DATA RECORDS:
★ ★ ★ ★

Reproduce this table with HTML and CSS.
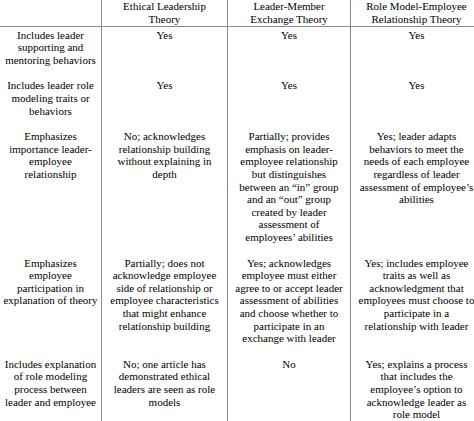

★ ★ ★ ★

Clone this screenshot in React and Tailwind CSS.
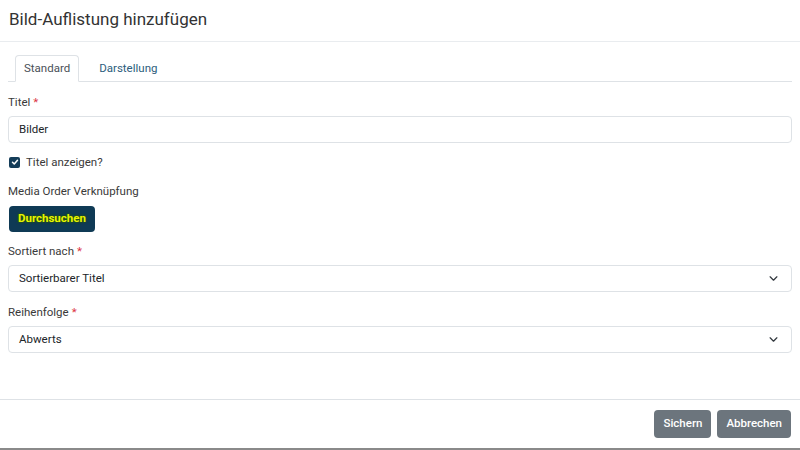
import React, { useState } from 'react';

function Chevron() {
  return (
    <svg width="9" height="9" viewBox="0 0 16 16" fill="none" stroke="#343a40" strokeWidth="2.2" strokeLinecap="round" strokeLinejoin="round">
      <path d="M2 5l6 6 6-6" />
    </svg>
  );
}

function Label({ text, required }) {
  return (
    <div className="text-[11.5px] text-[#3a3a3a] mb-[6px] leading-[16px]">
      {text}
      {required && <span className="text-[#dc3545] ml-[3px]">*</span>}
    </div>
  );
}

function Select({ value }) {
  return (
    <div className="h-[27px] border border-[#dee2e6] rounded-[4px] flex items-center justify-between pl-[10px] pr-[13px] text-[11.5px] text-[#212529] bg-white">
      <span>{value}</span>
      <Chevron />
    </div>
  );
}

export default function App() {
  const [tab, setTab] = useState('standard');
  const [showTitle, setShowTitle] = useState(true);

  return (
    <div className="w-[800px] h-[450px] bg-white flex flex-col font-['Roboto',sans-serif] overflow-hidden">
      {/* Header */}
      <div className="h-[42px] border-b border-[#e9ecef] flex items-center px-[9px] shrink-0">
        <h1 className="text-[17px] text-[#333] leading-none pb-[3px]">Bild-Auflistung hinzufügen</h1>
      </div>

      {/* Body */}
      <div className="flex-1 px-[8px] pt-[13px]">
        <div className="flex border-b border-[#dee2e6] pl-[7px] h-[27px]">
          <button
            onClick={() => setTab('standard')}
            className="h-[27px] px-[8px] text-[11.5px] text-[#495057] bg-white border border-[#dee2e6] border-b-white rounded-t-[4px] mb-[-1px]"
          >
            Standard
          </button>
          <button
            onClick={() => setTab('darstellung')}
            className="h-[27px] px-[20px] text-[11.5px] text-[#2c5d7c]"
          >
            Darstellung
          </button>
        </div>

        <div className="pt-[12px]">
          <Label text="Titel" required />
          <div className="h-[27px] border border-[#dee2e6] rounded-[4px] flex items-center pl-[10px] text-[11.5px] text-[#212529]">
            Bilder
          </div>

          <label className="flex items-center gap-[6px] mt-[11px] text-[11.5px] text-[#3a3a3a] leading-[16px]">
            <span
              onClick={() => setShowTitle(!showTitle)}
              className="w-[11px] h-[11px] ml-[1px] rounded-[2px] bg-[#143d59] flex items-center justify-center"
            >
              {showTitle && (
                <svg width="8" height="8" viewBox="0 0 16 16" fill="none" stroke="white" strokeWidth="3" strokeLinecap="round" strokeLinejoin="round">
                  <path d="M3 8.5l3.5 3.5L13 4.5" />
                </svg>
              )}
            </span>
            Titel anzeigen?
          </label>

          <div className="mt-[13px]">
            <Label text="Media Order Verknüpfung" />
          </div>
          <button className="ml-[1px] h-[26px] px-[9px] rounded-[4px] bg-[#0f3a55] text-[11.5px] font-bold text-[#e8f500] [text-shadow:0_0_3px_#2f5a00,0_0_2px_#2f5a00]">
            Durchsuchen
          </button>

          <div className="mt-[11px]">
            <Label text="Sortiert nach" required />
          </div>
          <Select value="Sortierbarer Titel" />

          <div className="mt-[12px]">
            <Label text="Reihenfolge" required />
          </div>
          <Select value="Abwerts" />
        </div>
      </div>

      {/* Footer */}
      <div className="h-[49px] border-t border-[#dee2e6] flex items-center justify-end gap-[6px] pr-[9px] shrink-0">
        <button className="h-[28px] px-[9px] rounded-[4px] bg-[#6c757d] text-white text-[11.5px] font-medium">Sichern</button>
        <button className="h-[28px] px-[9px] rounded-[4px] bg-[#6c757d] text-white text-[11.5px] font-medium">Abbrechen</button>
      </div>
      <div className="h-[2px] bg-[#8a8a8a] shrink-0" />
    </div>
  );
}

★ ★ ★ ★

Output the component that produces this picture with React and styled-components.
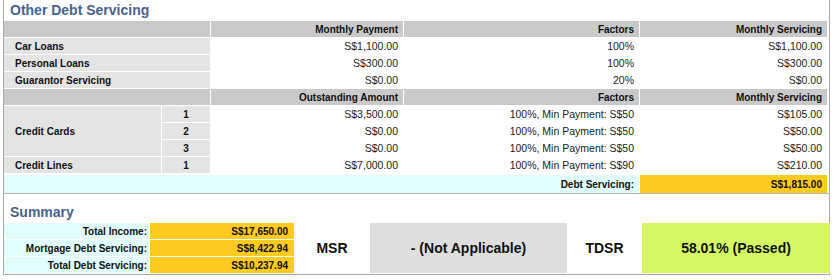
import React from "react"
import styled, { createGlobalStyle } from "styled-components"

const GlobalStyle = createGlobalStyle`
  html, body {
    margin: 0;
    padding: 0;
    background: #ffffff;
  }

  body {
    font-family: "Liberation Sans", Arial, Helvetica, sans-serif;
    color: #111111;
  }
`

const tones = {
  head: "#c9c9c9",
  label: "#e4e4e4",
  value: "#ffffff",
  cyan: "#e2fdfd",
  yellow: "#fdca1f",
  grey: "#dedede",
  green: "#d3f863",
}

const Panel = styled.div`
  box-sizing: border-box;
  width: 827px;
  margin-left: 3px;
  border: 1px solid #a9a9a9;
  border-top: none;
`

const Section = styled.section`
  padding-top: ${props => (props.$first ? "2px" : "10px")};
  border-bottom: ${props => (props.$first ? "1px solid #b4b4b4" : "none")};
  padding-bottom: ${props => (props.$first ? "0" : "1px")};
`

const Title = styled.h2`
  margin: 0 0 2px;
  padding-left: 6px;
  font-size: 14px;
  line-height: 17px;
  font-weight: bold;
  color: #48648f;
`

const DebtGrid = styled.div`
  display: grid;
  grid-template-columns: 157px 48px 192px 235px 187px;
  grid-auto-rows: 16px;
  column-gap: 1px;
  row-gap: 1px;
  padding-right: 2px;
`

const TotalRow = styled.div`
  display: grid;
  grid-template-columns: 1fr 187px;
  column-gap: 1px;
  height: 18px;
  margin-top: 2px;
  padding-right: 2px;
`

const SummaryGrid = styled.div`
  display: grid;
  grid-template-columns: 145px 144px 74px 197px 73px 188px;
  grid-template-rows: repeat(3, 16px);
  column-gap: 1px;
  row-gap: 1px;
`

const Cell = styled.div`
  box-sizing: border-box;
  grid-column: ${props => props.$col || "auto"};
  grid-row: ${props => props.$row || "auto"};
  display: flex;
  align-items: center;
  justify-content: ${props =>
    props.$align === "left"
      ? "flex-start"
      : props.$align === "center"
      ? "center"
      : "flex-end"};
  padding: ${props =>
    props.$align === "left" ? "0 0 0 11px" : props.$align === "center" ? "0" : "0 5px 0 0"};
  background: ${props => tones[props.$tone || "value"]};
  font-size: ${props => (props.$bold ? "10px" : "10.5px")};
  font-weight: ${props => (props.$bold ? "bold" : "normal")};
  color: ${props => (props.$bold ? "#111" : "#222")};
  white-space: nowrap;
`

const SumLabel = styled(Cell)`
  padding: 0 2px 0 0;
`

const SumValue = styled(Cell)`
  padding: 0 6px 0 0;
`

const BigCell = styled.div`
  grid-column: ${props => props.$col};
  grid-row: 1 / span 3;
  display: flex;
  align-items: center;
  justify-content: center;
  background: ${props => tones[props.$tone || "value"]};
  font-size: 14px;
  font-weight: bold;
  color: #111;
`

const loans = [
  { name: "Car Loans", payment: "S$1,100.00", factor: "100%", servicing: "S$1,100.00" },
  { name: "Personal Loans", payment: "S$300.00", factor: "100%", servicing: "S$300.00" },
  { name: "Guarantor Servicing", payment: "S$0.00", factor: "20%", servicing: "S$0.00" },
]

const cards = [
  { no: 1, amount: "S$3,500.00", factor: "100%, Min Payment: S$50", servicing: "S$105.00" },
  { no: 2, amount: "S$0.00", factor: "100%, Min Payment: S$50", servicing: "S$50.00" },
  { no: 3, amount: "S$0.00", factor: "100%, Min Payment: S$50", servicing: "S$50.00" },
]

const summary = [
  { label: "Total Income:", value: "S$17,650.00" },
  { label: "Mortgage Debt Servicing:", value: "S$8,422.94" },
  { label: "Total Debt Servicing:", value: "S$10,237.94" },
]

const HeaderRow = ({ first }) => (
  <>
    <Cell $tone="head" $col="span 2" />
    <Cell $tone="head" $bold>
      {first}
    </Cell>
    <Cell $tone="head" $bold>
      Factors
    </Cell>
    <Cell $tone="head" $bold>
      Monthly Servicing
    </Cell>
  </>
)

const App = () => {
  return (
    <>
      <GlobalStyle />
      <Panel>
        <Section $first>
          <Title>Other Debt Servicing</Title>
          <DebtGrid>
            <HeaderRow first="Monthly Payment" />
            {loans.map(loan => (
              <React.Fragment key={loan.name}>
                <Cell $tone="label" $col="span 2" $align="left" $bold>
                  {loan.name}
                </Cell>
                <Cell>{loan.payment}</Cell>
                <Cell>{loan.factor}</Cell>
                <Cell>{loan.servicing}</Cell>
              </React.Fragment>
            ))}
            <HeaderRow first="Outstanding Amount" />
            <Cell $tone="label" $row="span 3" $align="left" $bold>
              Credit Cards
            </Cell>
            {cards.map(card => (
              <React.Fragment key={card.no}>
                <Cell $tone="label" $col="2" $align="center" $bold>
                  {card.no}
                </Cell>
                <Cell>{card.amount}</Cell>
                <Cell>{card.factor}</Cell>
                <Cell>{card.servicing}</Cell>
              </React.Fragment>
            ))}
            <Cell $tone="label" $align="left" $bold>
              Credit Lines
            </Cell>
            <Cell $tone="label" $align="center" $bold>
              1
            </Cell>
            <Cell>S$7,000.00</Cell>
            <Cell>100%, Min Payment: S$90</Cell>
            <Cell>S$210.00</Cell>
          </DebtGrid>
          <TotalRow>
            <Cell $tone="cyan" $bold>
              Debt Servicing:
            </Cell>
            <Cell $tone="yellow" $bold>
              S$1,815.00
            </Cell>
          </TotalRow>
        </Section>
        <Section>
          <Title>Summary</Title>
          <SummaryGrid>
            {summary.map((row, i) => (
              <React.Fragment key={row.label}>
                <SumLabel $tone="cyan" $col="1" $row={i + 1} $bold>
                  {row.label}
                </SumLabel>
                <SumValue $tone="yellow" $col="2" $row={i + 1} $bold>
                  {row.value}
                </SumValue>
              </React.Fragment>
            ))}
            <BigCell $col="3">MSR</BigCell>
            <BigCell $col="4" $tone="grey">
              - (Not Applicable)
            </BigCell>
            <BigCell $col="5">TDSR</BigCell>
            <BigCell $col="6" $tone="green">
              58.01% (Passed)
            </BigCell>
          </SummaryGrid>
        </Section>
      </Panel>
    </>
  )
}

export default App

★ ★ ★ ★

INSTRUCTION: From the records above, pick out and copy each line holding the word "this".

OUTPUT:
Reproduce this table with HTML and CSS.
Clone this screenshot in React and Tailwind CSS.
Output the component that produces this picture with React and styled-components.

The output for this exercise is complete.